Why Senior Developers Fail to Communicate Their Expertise
This piece frames a company as two loops running at the same time. One loop chases market feedback and tries to reduce uncertainty through speed. The other loop serves paying customers and tries to reduce complexity to keep the system stable. Senior developers often live in the second loop, speaking in terms of maintainability and long term stability, while the rest of the business speaks in terms of learning velocity. The result is a communication gap. The proposed fix is simple: translate complexity concerns into uncertainty reduction language, and separate speed work from scale work.
I like this because it explains a tension I see in almost every client project. The trick is not to win the argument about complexity, but to show how less code can mean faster learning. In an AI-heavy world, where everyone can generate features in minutes, the responsibility to keep systems understandable becomes even more valuable.
The Dead Economy Theory
https://www.owenmcgrann.com/p/the-dead-economy-the-dead-economy-theory
This essay argues that large scale AI adoption could hollow out the labor market that sustains demand. If companies replace workers to cut costs, profits rise in the short term. But if many companies do it at once, consumer spending shrinks and the market erodes. The author connects this to economic research on automation, inequality, and political stability, and questions whether democratic systems can handle a world where labor is no longer needed in the same way.
The tone is intense, but the core question is serious. Who is the customer in an economy that automates its customers away? Even if the scenario plays out more slowly than described, leaders should think about second order effects. Efficiency is not the only variable in a system.

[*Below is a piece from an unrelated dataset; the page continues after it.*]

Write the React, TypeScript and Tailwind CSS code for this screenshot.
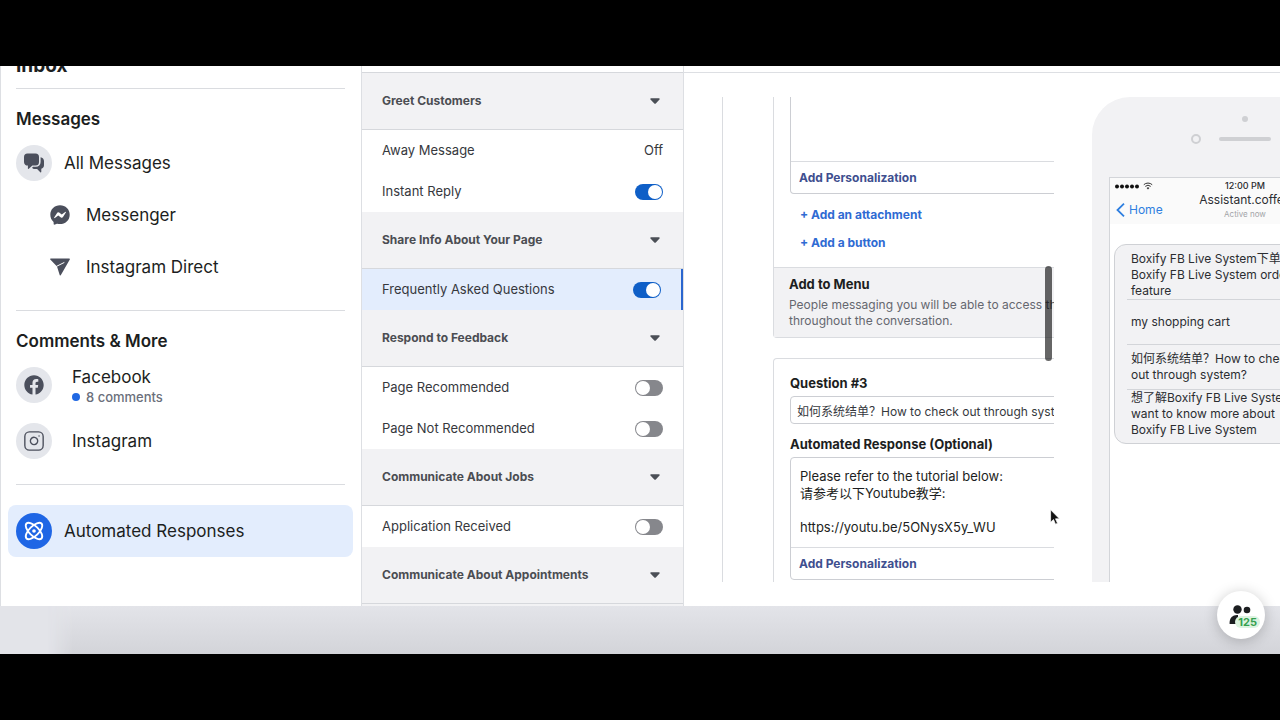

The Essence of Architectural Work - Part 1
https://www.ufried.com/blog/essence_of_architecture_1/
This is the start of a series about the why, what, when, and how much of architecture. The author argues that many teams debate tools and techniques but rarely discuss purpose. Without a clear why, architecture turns into ritual. He also points out how AI has triggered a kind of collective amnesia, where old lessons about requirements and design are rediscovered and sold as new insights.
I appreciate the focus on purpose. In client work, architectural discussions often drift into diagrams and frameworks without anchoring them in business and human outcomes. Revisiting fundamentals is not a step back. It is usually the only way forward.
Six Characters
https://ajitem.com/blog/iron-core-part-2-six-characters/
A deep dive into the six character PNR code on an airline ticket. From there, the author unpacks IATA standards, fare construction in NUC, record locators, and the decades old infrastructure that keeps global aviation running. It is a tour through cryptic terminal commands and data structures that still hold together an industry moving billions of people each year.
I love pieces like this. They show how much invisible infrastructure surrounds us. When we talk about modern platforms and AI agents, it helps to remember that some of the most robust systems in the world are built on standards from the 1960s and 1970s, still doing their job.
You Need AI That Reduces Maintenance Costs
https://www.jamesshore.com/v2/blog/2026/you-need-ai-that-reduces-your-maintenance-costs
James Shore models software productivity as a function of maintenance cost. Every line of code creates a long tail of future work. If AI doubles your output but also doubles maintenance effort, you lose in the long run. The only sustainable scenario is one where AI reduces maintenance cost in proportion to increased output, or makes maintenance itself more efficient.
This hits home. Many teams celebrate faster feature delivery without measuring the maintenance curve. In our projects, we already see the risk: more generated code, more hidden complexity. Speed is exciting. Sustainability is harder, and far more important.
The Configuration Complexity Clock
https://mikehadlow.blogspot.com/2012/05/configuration-complexity-clock.html?m=1
A classic from 2012. It describes a journey from hard coded values to configuration files, to rule engines, to DSLs, and finally back to something that looks like hard coding again, just in a worse language. The lesson is that beyond a certain level of complexity, configuration can become as heavy as code, with its own tooling, testing, and learning curve.
This is relevant again with AI generated configuration and low code systems. Externalizing logic feels flexible, until the abstraction becomes a product of its own. Sometimes the least evil option really is clear, well tested code.
When Everyone Has AI and the Company Still Learns Nothing
https://www.robert-glaser.de/when-everyone-has-ai-and-the-company-still-learns-nothing/
This essay looks at the messy middle of AI adoption. Tools are everywhere, usage is uneven, and individual gains do not automatically become organizational learning. The author proposes ideas like loop intelligence and feedback harnesses to capture what actually changes in workflows, without turning the whole thing into surveillance.
For me, this is one of the most practical AI pieces in a while. The real challenge is not buying licenses. It is turning local experiments into shared capability. If we cannot make learning travel, we will end up with expensive tools and very little transformation.